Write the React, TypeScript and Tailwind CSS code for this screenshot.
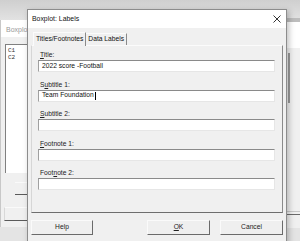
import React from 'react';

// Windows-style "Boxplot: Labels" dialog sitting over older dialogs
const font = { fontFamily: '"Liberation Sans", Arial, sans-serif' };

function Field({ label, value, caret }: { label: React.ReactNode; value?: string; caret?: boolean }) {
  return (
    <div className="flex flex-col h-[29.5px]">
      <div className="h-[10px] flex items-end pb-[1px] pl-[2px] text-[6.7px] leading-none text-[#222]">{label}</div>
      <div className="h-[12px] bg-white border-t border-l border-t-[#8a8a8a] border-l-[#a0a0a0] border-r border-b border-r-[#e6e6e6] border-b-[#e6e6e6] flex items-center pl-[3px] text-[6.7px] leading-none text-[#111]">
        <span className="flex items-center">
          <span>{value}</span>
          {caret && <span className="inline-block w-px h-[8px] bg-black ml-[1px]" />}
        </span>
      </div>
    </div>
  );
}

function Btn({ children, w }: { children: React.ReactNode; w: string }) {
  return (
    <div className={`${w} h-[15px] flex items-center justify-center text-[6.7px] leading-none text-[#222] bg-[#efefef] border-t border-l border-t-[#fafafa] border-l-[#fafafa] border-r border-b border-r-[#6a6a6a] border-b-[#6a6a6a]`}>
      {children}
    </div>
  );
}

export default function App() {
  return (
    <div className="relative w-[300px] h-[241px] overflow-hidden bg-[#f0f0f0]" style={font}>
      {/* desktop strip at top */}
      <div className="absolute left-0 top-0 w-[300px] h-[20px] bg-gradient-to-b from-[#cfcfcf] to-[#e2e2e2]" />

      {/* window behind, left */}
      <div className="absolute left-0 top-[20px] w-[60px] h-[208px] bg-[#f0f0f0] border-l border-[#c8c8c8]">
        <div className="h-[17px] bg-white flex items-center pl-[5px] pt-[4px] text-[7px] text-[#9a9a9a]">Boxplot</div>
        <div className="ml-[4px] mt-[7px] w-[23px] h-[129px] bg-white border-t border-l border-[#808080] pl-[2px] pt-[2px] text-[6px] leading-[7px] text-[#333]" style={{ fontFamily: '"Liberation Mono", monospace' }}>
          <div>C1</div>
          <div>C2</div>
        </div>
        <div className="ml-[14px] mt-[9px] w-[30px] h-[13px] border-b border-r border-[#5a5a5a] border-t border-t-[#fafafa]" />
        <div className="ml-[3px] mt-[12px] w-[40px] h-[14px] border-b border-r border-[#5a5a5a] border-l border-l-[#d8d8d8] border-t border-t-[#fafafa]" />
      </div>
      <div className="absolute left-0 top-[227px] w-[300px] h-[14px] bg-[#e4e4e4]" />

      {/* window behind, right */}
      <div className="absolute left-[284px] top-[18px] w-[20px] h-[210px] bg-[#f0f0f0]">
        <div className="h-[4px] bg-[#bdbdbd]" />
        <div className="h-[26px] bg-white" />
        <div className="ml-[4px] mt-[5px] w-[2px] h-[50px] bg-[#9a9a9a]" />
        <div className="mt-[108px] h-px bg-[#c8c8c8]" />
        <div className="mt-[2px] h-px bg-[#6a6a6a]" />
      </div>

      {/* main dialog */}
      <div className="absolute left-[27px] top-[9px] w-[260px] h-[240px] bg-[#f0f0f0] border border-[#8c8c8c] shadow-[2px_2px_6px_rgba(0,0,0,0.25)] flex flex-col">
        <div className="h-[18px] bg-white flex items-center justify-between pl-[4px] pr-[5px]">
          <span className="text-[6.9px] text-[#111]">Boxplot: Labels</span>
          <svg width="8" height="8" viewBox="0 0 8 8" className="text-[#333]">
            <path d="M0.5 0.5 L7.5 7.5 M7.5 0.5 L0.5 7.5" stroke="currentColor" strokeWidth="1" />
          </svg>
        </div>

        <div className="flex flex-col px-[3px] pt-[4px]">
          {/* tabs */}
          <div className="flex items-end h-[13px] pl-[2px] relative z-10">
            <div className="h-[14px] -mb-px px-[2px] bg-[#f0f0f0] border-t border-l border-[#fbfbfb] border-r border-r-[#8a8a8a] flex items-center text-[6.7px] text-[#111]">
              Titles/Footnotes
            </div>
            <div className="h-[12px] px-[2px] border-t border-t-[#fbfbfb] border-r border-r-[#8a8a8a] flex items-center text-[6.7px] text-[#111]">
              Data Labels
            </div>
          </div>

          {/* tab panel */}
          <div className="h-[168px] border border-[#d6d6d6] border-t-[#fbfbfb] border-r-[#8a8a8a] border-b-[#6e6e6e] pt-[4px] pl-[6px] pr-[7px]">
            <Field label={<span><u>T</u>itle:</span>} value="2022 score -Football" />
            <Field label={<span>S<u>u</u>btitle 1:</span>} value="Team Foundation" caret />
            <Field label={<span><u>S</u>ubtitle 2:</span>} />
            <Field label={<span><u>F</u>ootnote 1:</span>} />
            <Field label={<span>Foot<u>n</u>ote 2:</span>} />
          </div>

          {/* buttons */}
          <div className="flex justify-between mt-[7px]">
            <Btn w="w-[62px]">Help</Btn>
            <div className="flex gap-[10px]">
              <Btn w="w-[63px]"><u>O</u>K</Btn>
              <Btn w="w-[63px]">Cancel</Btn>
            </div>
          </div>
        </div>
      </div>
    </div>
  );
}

------------------------------------

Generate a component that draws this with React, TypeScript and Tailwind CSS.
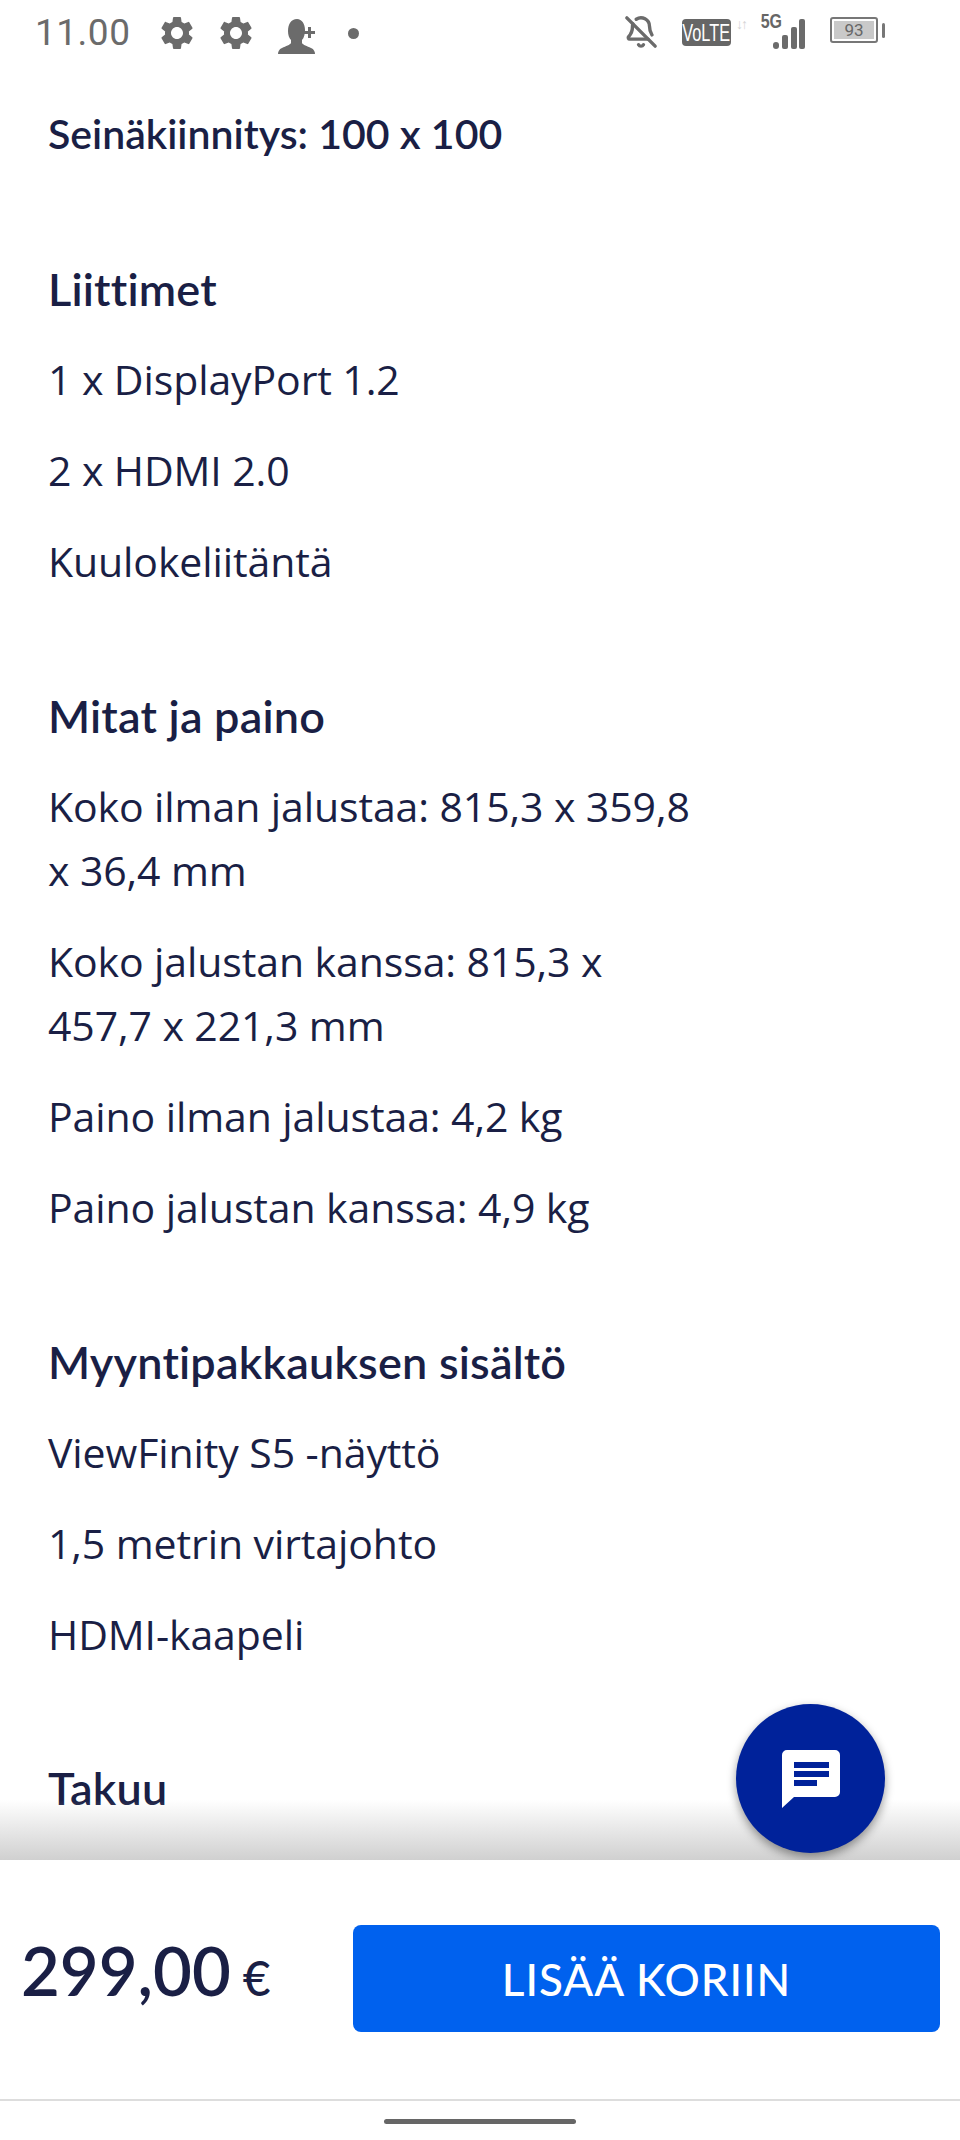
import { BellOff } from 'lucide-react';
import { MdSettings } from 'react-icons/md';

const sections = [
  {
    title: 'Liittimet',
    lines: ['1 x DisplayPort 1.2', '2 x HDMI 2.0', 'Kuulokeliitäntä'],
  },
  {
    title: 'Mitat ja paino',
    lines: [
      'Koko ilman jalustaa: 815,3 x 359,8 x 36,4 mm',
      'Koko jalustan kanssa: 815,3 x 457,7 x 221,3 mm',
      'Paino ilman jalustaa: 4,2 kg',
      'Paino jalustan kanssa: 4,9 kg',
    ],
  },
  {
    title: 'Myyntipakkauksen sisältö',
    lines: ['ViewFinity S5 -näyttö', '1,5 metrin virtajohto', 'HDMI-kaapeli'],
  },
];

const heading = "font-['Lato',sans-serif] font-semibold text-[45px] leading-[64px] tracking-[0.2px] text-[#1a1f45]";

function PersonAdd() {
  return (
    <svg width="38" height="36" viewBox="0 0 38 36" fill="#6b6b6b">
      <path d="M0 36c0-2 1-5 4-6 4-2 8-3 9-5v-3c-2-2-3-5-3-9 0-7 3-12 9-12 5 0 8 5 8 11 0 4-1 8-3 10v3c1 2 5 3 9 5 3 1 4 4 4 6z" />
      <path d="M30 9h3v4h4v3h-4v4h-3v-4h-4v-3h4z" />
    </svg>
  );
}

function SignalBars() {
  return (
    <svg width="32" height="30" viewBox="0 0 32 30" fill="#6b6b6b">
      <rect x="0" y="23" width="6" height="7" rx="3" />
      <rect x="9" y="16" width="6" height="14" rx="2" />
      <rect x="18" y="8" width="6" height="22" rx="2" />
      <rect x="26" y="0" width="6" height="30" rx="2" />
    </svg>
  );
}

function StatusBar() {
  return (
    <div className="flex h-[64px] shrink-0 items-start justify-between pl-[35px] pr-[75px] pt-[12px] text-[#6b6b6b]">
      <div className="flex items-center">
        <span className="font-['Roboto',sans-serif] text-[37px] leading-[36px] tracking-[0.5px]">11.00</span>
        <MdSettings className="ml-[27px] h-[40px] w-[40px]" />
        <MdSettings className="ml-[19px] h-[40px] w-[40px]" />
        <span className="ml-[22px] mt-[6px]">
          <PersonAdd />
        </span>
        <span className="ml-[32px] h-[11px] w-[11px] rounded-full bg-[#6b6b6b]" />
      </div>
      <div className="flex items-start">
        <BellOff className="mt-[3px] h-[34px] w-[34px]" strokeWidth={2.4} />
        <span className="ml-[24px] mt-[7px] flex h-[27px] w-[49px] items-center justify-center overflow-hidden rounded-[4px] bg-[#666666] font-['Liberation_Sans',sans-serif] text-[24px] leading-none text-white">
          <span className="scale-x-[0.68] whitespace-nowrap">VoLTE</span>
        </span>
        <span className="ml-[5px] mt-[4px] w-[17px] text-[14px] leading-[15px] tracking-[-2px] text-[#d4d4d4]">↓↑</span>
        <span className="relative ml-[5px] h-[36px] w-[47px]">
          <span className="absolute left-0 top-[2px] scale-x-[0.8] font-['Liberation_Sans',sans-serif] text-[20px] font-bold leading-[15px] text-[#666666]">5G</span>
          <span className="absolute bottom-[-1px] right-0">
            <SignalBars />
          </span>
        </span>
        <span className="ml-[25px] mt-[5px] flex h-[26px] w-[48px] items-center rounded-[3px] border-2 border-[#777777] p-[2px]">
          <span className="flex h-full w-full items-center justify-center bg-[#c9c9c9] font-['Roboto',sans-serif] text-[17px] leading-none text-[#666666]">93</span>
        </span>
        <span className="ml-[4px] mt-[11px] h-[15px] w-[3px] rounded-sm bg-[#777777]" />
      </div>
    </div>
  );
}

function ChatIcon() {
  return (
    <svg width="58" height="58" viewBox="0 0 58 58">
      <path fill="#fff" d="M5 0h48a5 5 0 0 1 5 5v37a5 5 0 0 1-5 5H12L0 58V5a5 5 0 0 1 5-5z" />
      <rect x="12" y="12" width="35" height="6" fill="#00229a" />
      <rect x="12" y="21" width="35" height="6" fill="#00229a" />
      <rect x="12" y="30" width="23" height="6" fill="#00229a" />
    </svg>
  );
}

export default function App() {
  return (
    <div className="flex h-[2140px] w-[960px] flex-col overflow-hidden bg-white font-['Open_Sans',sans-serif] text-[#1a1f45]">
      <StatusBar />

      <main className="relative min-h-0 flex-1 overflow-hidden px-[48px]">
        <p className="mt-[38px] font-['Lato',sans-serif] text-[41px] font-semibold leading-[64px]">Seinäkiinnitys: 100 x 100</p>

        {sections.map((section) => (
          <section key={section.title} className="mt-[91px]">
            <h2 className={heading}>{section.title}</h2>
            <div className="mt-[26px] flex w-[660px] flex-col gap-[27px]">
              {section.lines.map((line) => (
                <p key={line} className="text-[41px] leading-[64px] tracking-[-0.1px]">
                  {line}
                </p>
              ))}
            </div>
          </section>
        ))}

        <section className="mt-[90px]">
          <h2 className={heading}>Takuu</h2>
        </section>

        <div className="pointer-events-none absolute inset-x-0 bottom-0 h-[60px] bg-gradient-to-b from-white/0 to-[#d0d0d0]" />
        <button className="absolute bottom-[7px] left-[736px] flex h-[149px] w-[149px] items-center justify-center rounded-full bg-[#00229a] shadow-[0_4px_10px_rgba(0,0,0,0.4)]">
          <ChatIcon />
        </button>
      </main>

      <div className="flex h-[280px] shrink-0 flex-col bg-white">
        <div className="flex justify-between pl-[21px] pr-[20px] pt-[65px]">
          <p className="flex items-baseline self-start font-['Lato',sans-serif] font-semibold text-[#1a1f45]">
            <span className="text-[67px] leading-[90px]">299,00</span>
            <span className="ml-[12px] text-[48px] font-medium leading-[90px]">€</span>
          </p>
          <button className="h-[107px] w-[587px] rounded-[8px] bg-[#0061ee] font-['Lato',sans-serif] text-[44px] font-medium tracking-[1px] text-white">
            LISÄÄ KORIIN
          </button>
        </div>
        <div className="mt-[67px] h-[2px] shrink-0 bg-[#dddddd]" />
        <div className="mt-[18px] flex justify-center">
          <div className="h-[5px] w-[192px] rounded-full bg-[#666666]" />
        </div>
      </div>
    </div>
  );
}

------------------------------------

Task to complete.
Omit all pictures, then copy the lines between the ones holding "Generate a component" and "font-semibold text-[45px] leading-[64px]", inclusive.

Output of the task.
Generate a component that draws this with React, TypeScript and Tailwind CSS.
import { BellOff } from 'lucide-react';
import { MdSettings } from 'react-icons/md';

const sections = [
  {
    title: 'Liittimet',
    lines: ['1 x DisplayPort 1.2', '2 x HDMI 2.0', 'Kuulokeliitäntä'],
  },
  {
    title: 'Mitat ja paino',
    lines: [
      'Koko ilman jalustaa: 815,3 x 359,8 x 36,4 mm',
      'Koko jalustan kanssa: 815,3 x 457,7 x 221,3 mm',
      'Paino ilman jalustaa: 4,2 kg',
      'Paino jalustan kanssa: 4,9 kg',
    ],
  },
  {
    title: 'Myyntipakkauksen sisältö',
    lines: ['ViewFinity S5 -näyttö', '1,5 metrin virtajohto', 'HDMI-kaapeli'],
  },
];

const heading = "font-['Lato',sans-serif] font-semibold text-[45px] leading-[64px] tracking-[0.2px] text-[#1a1f45]";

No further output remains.